**Requirement**
Restate the full listing word for word and leave the pictures out.

<<<<

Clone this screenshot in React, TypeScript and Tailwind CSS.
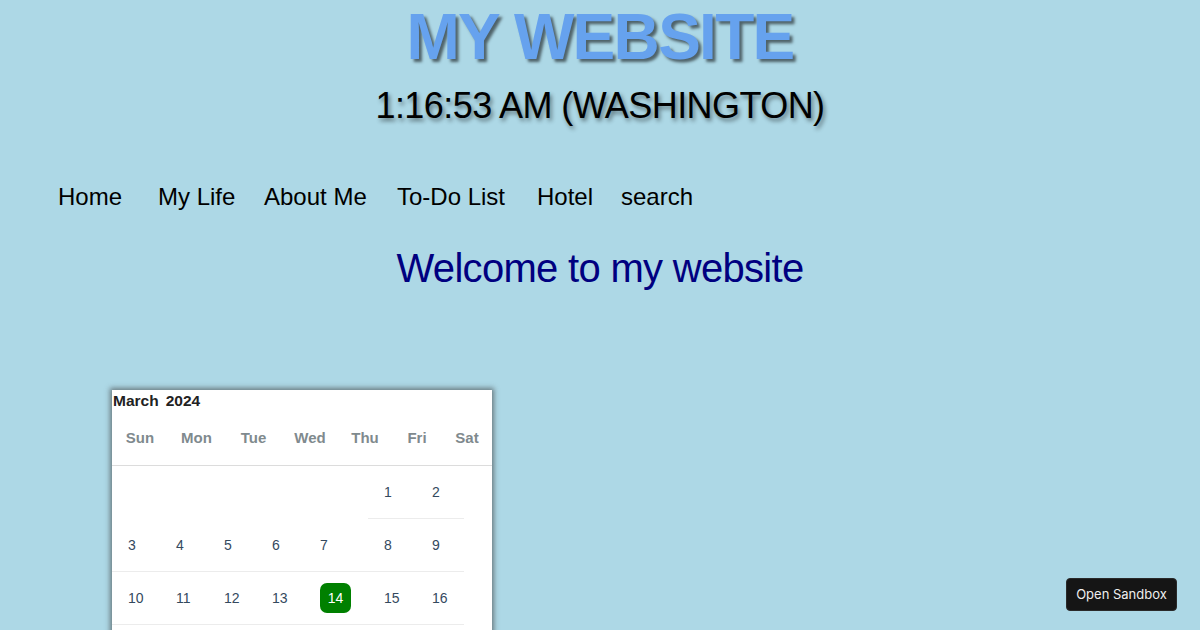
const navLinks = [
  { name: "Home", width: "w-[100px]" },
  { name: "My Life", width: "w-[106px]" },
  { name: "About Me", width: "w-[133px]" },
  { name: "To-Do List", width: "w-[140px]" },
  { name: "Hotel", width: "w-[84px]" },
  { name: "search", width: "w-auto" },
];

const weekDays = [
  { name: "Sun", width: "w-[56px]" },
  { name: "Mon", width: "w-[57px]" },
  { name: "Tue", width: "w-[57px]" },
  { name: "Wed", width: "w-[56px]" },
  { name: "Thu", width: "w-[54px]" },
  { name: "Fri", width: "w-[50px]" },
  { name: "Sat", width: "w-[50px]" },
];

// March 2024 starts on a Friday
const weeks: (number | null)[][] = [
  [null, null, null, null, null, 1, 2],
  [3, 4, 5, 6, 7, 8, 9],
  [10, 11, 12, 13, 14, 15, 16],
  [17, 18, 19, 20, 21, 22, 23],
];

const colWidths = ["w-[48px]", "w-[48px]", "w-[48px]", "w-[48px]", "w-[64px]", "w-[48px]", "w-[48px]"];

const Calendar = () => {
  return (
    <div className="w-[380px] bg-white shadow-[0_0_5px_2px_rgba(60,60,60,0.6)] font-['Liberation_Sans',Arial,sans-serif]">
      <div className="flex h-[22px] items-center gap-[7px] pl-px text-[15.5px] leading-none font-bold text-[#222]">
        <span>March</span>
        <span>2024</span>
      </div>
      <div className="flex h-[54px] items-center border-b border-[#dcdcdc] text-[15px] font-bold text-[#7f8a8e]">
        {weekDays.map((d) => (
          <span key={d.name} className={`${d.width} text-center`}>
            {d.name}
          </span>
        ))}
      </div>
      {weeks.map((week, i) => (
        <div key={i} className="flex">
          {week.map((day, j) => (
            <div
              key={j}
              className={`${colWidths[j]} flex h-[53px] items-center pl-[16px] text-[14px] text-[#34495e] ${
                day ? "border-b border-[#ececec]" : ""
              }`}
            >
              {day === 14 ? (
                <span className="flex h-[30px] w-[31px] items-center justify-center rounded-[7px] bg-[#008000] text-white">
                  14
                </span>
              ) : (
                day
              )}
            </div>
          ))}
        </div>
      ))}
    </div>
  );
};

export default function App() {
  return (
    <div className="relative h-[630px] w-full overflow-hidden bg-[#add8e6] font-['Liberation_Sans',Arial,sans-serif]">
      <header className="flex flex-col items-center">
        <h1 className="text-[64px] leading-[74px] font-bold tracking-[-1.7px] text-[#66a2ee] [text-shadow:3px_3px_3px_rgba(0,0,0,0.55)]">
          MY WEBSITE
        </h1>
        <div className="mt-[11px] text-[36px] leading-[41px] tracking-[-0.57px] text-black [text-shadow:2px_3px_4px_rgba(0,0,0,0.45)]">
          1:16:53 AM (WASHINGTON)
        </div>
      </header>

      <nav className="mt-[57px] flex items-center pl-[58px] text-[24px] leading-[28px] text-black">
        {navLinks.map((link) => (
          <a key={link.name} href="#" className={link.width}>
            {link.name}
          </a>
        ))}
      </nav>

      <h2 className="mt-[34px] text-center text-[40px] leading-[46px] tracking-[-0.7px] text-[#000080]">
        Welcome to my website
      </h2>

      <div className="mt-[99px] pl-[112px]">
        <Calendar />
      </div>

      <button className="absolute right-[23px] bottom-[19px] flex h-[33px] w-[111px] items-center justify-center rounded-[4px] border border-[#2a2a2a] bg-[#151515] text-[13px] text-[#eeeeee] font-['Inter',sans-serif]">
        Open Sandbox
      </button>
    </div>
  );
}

>>>>

**Answer to this task**
Clone this screenshot in React, TypeScript and Tailwind CSS.
const navLinks = [
  { name: "Home", width: "w-[100px]" },
  { name: "My Life", width: "w-[106px]" },
  { name: "About Me", width: "w-[133px]" },
  { name: "To-Do List", width: "w-[140px]" },
  { name: "Hotel", width: "w-[84px]" },
  { name: "search", width: "w-auto" },
];

const weekDays = [
  { name: "Sun", width: "w-[56px]" },
  { name: "Mon", width: "w-[57px]" },
  { name: "Tue", width: "w-[57px]" },
  { name: "Wed", width: "w-[56px]" },
  { name: "Thu", width: "w-[54px]" },
  { name: "Fri", width: "w-[50px]" },
  { name: "Sat", width: "w-[50px]" },
];

// March 2024 starts on a Friday
const weeks: (number | null)[][] = [
  [null, null, null, null, null, 1, 2],
  [3, 4, 5, 6, 7, 8, 9],
  [10, 11, 12, 13, 14, 15, 16],
  [17, 18, 19, 20, 21, 22, 23],
];

const colWidths = ["w-[48px]", "w-[48px]", "w-[48px]", "w-[48px]", "w-[64px]", "w-[48px]", "w-[48px]"];

const Calendar = () => {
  return (
    <div className="w-[380px] bg-white shadow-[0_0_5px_2px_rgba(60,60,60,0.6)] font-['Liberation_Sans',Arial,sans-serif]">
      <div className="flex h-[22px] items-center gap-[7px] pl-px text-[15.5px] leading-none font-bold text-[#222]">
        <span>March</span>
        <span>2024</span>
      </div>
      <div className="flex h-[54px] items-center border-b border-[#dcdcdc] text-[15px] font-bold text-[#7f8a8e]">
        {weekDays.map((d) => (
          <span key={d.name} className={`${d.width} text-center`}>
            {d.name}
          </span>
        ))}
      </div>
      {weeks.map((week, i) => (
        <div key={i} className="flex">
          {week.map((day, j) => (
            <div
              key={j}
              className={`${colWidths[j]} flex h-[53px] items-center pl-[16px] text-[14px] text-[#34495e] ${
                day ? "border-b border-[#ececec]" : ""
              }`}
            >
              {day === 14 ? (
                <span className="flex h-[30px] w-[31px] items-center justify-center rounded-[7px] bg-[#008000] text-white">
                  14
                </span>
              ) : (
                day
              )}
            </div>
          ))}
        </div>
      ))}
    </div>
  );
};

export default function App() {
  return (
    <div className="relative h-[630px] w-full overflow-hidden bg-[#add8e6] font-['Liberation_Sans',Arial,sans-serif]">
      <header className="flex flex-col items-center">
        <h1 className="text-[64px] leading-[74px] font-bold tracking-[-1.7px] text-[#66a2ee] [text-shadow:3px_3px_3px_rgba(0,0,0,0.55)]">
          MY WEBSITE
        </h1>
        <div className="mt-[11px] text-[36px] leading-[41px] tracking-[-0.57px] text-black [text-shadow:2px_3px_4px_rgba(0,0,0,0.45)]">
          1:16:53 AM (WASHINGTON)
        </div>
      </header>

      <nav className="mt-[57px] flex items-center pl-[58px] text-[24px] leading-[28px] text-black">
        {navLinks.map((link) => (
          <a key={link.name} href="#" className={link.width}>
            {link.name}
          </a>
        ))}
      </nav>

      <h2 className="mt-[34px] text-center text-[40px] leading-[46px] tracking-[-0.7px] text-[#000080]">
        Welcome to my website
      </h2>

      <div className="mt-[99px] pl-[112px]">
        <Calendar />
      </div>

      <button className="absolute right-[23px] bottom-[19px] flex h-[33px] w-[111px] items-center justify-center rounded-[4px] border border-[#2a2a2a] bg-[#151515] text-[13px] text-[#eeeeee] font-['Inter',sans-serif]">
        Open Sandbox
      </button>
    </div>
  );
}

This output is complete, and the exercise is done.